-- Start Data supplied --

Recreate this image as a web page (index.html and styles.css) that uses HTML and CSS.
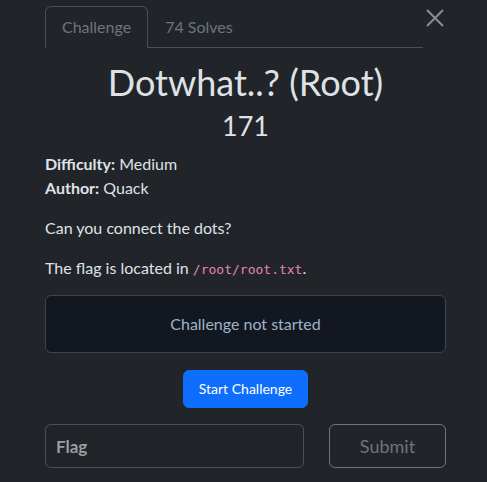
FILE: index.html
```html
<!DOCTYPE html>
<html>
<head>
<meta charset="utf-8">
<link rel="stylesheet" href="styles.css">
</head>
<body>
<div class="modal">
  <div class="header">
    <nav class="tabs">
      <span class="tab active">Challenge</span>
      <span class="tab">74 Solves</span>
    </nav>
    <button class="close" aria-label="Close">
      <svg width="18" height="18" viewBox="0 0 18 18"><path d="M1 1L17 17M17 1L1 17" stroke="#8a8e92" stroke-width="2" fill="none"/></svg>
    </button>
  </div>
  <h2 class="title">Dotwhat..? (Root)</h2>
  <h3 class="points">171</h3>
  <div class="meta">
    <div><b>Difficulty:</b> Medium</div>
    <div><b>Author:</b> Quack</div>
  </div>
  <p class="desc">Can you connect the dots?</p>
  <p class="desc">The flag is located in <code>/root/root.txt</code>.</p>
  <div class="status">Challenge not started</div>
  <div class="actions"><button class="start">Start Challenge</button></div>
  <div class="submit-row">
    <input class="flag" type="text" placeholder="Flag">
    <button class="submit">Submit</button>
  </div>
</div>
</body>
</html>
```
FILE: styles.css
```css
html, body {
  margin: 0;
  background: #212529;
  color: #dee2e6;
  font-family: Lato, "Open Sans", sans-serif;
  font-size: 16px;
  line-height: 24px;
}
.modal {
  width: 401px;
  padding: 6px 0 0 45px;
}
.header {
  display: flex;
  align-items: flex-start;
}
.tabs {
  display: flex;
  width: 378px;
  border-bottom: 1px solid #495057;
}
.tab {
  padding: 8px 16px;
  color: #6c757d;
  border: 1px solid transparent;
  border-radius: 6px 6px 0 0;
  margin-bottom: -1px;
}
.tab.active {
  border-color: #495057 #495057 #212529;
}
.close {
  background: none;
  border: 0;
  padding: 0;
  margin: 3px 0 0 3px;
  width: 18px;
  height: 18px;
  cursor: pointer;
}
.close svg { display: block; }
.title {
  margin: 12px 0 0;
  text-align: center;
  font-size: 36px;
  line-height: 44px;
  font-weight: 400;
}
.points {
  margin: 6px 0 0;
  text-align: center;
  font-size: 27px;
  line-height: 32px;
  font-weight: 400;
}
.meta {
  margin-top: 10px;
}
.meta b { font-weight: 700; }
.desc {
  margin: 16px 0 0;
}
code {
  font-family: "DejaVu Sans Mono", monospace;
  font-size: 13px;
  color: #e685b5;
}
.status {
  margin-top: 13px;
  height: 56px;
  border: 1px solid #3a4452;
  border-radius: 6px;
  background: #131820;
  color: #9db3c8;
  display: flex;
  align-items: center;
  justify-content: center;
}
.actions {
  display: flex;
  justify-content: center;
  margin-top: 17px;
}
.start {
  background: #0d6efd;
  color: #fff;
  border: 1px solid #0d6efd;
  border-radius: 6px;
  font-family: Lato, sans-serif;
  font-size: 14px;
  line-height: 24px;
  padding: 6px 15px;
}
.submit-row {
  display: flex;
  gap: 25px;
  margin-top: 16px;
}
.flag {
  width: 259px;
  height: 44px;
  box-sizing: border-box;
  background: #212529;
  border: 1px solid #495057;
  border-radius: 6px;
  padding: 0 10px;
  font-family: Lato, sans-serif;
  font-size: 17px;
  color: #dee2e6;
}
.flag::placeholder { color: #9a9ea3; font-weight: 700; }
.submit {
  width: 117px;
  height: 44px;
  background: transparent;
  border: 1px solid #6c757d;
  border-radius: 6px;
  color: #6c757d;
  font-family: Lato, sans-serif;
  font-size: 18px;
}
```
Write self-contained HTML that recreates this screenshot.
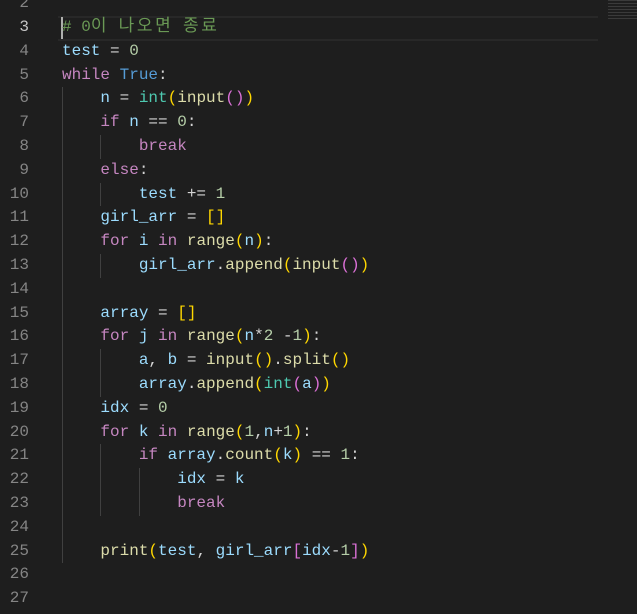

-- End Data supplied --

Exercise brief — Every record above should be transcribed exactly; the pictures stay out of the copy.

Solution —
Recreate this image as a web page (index.html and styles.css) that uses HTML and CSS.
FILE: index.html
```html
<!DOCTYPE html>
<html>
<head>
<meta charset="utf-8">
<link rel="stylesheet" href="styles.css">
</head>
<body>
<div class="modal">
  <div class="header">
    <nav class="tabs">
      <span class="tab active">Challenge</span>
      <span class="tab">74 Solves</span>
    </nav>
    <button class="close" aria-label="Close">
      <svg width="18" height="18" viewBox="0 0 18 18"><path d="M1 1L17 17M17 1L1 17" stroke="#8a8e92" stroke-width="2" fill="none"/></svg>
    </button>
  </div>
  <h2 class="title">Dotwhat..? (Root)</h2>
  <h3 class="points">171</h3>
  <div class="meta">
    <div><b>Difficulty:</b> Medium</div>
    <div><b>Author:</b> Quack</div>
  </div>
  <p class="desc">Can you connect the dots?</p>
  <p class="desc">The flag is located in <code>/root/root.txt</code>.</p>
  <div class="status">Challenge not started</div>
  <div class="actions"><button class="start">Start Challenge</button></div>
  <div class="submit-row">
    <input class="flag" type="text" placeholder="Flag">
    <button class="submit">Submit</button>
  </div>
</div>
</body>
</html>
```
FILE: styles.css
```css
html, body {
  margin: 0;
  background: #212529;
  color: #dee2e6;
  font-family: Lato, "Open Sans", sans-serif;
  font-size: 16px;
  line-height: 24px;
}
.modal {
  width: 401px;
  padding: 6px 0 0 45px;
}
.header {
  display: flex;
  align-items: flex-start;
}
.tabs {
  display: flex;
  width: 378px;
  border-bottom: 1px solid #495057;
}
.tab {
  padding: 8px 16px;
  color: #6c757d;
  border: 1px solid transparent;
  border-radius: 6px 6px 0 0;
  margin-bottom: -1px;
}
.tab.active {
  border-color: #495057 #495057 #212529;
}
.close {
  background: none;
  border: 0;
  padding: 0;
  margin: 3px 0 0 3px;
  width: 18px;
  height: 18px;
  cursor: pointer;
}
.close svg { display: block; }
.title {
  margin: 12px 0 0;
  text-align: center;
  font-size: 36px;
  line-height: 44px;
  font-weight: 400;
}
.points {
  margin: 6px 0 0;
  text-align: center;
  font-size: 27px;
  line-height: 32px;
  font-weight: 400;
}
.meta {
  margin-top: 10px;
}
.meta b { font-weight: 700; }
.desc {
  margin: 16px 0 0;
}
code {
  font-family: "DejaVu Sans Mono", monospace;
  font-size: 13px;
  color: #e685b5;
}
.status {
  margin-top: 13px;
  height: 56px;
  border: 1px solid #3a4452;
  border-radius: 6px;
  background: #131820;
  color: #9db3c8;
  display: flex;
  align-items: center;
  justify-content: center;
}
.actions {
  display: flex;
  justify-content: center;
  margin-top: 17px;
}
.start {
  background: #0d6efd;
  color: #fff;
  border: 1px solid #0d6efd;
  border-radius: 6px;
  font-family: Lato, sans-serif;
  font-size: 14px;
  line-height: 24px;
  padding: 6px 15px;
}
.submit-row {
  display: flex;
  gap: 25px;
  margin-top: 16px;
}
.flag {
  width: 259px;
  height: 44px;
  box-sizing: border-box;
  background: #212529;
  border: 1px solid #495057;
  border-radius: 6px;
  padding: 0 10px;
  font-family: Lato, sans-serif;
  font-size: 17px;
  color: #dee2e6;
}
.flag::placeholder { color: #9a9ea3; font-weight: 700; }
.submit {
  width: 117px;
  height: 44px;
  background: transparent;
  border: 1px solid #6c757d;
  border-radius: 6px;
  color: #6c757d;
  font-family: Lato, sans-serif;
  font-size: 18px;
}
```
Write self-contained HTML that recreates this screenshot.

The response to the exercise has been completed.